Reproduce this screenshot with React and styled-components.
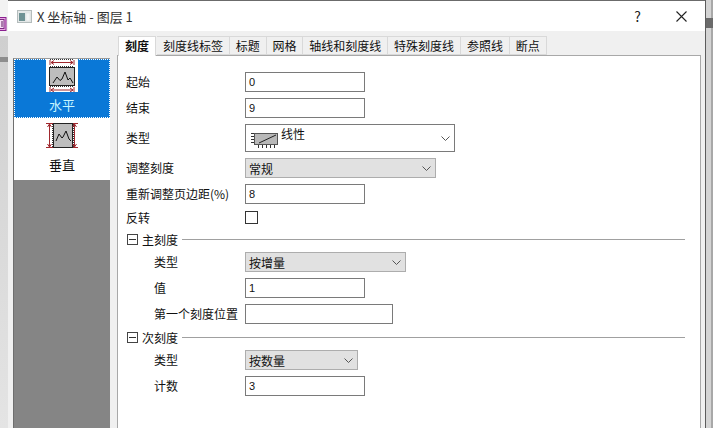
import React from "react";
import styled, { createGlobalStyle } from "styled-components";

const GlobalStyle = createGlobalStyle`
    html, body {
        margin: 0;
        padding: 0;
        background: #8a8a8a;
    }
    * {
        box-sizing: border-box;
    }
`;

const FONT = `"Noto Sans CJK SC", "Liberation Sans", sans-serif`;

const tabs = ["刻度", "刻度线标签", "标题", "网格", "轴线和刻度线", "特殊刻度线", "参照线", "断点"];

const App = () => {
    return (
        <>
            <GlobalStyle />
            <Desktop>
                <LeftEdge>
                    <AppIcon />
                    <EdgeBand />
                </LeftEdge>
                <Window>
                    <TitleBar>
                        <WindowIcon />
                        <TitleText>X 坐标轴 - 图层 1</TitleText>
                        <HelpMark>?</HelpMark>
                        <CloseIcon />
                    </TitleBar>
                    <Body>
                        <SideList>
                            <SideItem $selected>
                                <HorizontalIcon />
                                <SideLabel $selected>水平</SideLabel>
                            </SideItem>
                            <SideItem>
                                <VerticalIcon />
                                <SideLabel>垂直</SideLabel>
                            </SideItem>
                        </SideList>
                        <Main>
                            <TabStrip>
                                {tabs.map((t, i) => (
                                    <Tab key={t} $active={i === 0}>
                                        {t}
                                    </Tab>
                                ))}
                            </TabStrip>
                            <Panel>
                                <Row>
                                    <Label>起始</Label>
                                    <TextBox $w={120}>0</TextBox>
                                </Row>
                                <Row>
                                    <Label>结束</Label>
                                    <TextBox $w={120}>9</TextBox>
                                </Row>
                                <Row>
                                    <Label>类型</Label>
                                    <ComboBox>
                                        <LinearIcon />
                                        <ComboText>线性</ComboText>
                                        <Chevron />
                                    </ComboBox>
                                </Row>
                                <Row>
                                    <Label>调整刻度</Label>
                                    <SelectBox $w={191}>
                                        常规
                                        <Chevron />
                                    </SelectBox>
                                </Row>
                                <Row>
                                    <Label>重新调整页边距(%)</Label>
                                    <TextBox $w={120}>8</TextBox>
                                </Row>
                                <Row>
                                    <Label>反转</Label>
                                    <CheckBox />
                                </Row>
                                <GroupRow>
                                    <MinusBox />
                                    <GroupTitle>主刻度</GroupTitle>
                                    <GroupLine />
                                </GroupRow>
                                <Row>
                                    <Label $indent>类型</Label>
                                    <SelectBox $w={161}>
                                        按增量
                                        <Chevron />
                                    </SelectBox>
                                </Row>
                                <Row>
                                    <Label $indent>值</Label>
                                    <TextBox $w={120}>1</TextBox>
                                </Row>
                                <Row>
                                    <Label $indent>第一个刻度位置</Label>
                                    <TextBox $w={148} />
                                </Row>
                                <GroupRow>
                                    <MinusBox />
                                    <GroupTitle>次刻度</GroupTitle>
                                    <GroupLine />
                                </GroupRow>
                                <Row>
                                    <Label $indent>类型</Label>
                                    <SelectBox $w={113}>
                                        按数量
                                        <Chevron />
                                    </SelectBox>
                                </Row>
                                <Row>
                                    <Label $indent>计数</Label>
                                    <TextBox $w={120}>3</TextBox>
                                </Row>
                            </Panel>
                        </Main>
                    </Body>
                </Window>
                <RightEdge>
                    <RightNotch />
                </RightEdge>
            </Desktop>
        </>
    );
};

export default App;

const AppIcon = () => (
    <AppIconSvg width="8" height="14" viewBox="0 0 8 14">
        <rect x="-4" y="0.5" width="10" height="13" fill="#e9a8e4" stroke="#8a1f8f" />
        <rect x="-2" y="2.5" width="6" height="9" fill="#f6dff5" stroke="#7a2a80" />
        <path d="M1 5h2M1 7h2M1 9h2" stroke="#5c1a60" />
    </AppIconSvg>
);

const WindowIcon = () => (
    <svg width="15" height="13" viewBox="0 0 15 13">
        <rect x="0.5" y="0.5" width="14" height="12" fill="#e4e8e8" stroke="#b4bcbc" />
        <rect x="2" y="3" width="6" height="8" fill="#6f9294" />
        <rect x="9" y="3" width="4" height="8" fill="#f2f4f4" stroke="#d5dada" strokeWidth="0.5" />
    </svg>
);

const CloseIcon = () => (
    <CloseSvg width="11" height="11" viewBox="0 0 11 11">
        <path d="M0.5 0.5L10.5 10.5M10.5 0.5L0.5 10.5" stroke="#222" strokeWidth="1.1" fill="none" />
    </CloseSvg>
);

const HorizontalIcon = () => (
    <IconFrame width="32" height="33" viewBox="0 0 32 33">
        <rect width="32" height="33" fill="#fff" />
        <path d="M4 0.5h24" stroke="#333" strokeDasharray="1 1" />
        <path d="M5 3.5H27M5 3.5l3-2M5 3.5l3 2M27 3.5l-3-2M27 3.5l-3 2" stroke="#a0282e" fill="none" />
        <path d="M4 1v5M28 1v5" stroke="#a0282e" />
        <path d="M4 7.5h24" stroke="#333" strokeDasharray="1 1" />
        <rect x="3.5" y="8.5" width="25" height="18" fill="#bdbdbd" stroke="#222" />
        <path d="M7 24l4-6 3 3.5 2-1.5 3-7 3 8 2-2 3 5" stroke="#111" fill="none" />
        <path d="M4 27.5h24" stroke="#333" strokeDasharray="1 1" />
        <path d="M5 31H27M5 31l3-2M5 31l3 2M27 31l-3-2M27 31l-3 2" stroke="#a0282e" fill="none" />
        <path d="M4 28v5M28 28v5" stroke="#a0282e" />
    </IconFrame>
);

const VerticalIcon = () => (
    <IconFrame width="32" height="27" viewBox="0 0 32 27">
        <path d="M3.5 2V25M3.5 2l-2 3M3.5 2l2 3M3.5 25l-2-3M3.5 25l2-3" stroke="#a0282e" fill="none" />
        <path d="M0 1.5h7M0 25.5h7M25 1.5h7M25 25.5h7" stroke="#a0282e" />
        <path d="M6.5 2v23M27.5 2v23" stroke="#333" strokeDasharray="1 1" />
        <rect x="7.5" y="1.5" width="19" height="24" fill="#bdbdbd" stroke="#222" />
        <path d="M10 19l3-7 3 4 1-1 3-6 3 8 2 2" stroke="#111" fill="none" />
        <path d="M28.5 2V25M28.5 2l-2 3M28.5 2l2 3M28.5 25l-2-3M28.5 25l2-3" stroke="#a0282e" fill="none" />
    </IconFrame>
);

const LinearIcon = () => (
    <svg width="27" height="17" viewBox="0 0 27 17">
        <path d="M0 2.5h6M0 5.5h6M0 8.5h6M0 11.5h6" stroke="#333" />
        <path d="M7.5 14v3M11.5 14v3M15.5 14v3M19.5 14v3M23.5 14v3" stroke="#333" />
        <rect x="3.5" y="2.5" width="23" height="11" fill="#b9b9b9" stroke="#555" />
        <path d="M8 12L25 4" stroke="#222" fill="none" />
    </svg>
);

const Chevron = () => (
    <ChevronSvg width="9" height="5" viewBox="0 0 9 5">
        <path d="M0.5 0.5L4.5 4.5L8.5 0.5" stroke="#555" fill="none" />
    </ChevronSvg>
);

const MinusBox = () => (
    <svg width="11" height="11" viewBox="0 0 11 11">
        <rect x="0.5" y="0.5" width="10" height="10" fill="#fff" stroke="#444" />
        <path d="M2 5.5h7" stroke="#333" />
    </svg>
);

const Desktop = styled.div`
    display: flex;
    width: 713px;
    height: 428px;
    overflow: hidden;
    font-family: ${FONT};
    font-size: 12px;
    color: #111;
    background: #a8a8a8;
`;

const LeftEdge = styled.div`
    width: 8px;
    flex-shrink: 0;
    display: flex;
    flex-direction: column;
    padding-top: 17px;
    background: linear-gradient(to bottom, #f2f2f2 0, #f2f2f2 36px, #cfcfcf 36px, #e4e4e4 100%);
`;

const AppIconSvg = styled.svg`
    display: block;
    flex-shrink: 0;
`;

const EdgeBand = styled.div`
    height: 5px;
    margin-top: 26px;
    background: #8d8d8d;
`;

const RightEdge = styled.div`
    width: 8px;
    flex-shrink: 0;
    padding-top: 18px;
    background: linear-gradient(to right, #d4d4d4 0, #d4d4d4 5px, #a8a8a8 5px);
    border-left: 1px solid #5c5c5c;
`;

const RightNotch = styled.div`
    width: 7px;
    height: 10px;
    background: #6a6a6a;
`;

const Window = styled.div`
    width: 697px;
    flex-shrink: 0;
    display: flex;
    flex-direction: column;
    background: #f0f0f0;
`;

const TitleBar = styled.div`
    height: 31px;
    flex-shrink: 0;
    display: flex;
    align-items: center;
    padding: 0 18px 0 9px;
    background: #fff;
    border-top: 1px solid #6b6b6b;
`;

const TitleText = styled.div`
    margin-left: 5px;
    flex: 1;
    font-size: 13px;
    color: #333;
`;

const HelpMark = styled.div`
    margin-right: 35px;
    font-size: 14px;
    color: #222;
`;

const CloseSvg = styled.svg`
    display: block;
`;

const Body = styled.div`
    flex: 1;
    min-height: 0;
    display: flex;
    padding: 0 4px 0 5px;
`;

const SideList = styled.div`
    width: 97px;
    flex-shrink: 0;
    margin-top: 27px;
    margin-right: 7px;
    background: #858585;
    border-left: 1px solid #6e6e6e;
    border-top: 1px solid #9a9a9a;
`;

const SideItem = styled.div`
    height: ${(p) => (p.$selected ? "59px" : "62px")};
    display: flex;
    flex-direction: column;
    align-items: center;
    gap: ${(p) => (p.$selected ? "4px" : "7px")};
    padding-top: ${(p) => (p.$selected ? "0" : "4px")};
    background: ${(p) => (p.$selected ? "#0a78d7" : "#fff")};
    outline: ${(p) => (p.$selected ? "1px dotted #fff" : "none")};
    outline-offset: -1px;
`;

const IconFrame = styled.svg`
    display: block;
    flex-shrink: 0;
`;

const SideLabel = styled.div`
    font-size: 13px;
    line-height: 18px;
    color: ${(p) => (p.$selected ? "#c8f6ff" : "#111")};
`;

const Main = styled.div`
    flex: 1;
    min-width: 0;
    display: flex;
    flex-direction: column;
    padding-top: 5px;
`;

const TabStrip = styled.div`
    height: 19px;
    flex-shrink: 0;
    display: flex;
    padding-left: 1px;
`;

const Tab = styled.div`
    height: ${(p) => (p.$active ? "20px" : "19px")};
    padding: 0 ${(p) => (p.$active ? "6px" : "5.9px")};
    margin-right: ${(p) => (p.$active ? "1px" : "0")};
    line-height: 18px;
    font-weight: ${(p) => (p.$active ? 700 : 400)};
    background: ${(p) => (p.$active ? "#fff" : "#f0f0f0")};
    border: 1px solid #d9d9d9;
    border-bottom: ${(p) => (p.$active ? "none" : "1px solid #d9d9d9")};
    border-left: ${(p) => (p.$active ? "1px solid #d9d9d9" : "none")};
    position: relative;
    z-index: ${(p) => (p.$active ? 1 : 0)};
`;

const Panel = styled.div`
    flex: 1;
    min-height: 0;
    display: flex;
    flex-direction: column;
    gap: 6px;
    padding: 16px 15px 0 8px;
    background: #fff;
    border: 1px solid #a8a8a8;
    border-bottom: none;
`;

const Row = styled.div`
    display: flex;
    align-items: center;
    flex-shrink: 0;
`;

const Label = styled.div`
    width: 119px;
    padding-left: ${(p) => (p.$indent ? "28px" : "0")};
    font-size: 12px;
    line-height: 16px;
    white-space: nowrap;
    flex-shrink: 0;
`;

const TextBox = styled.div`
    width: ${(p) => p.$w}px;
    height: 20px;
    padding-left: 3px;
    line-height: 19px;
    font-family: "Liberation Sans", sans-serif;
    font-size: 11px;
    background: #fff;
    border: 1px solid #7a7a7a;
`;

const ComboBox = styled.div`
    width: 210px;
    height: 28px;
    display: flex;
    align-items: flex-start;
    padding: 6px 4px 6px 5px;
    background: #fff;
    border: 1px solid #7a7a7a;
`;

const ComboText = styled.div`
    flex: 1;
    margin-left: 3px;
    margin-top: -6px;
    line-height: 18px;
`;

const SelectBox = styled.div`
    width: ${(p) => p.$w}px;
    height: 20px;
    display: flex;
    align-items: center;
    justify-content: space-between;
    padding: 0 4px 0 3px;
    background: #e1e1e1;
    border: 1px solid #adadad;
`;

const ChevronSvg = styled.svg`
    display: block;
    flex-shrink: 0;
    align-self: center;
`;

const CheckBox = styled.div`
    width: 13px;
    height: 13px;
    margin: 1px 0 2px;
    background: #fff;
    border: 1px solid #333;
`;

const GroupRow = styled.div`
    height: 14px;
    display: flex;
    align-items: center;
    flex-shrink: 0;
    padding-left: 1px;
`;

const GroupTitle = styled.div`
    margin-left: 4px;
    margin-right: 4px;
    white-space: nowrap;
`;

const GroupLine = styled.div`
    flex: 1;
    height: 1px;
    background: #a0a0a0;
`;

-=-=-=-=-

Written instruction.
Reproduce every line of the listing above in which the string "React" appears.

The completed task.
Reproduce this screenshot with React and styled-components.
import React from "react";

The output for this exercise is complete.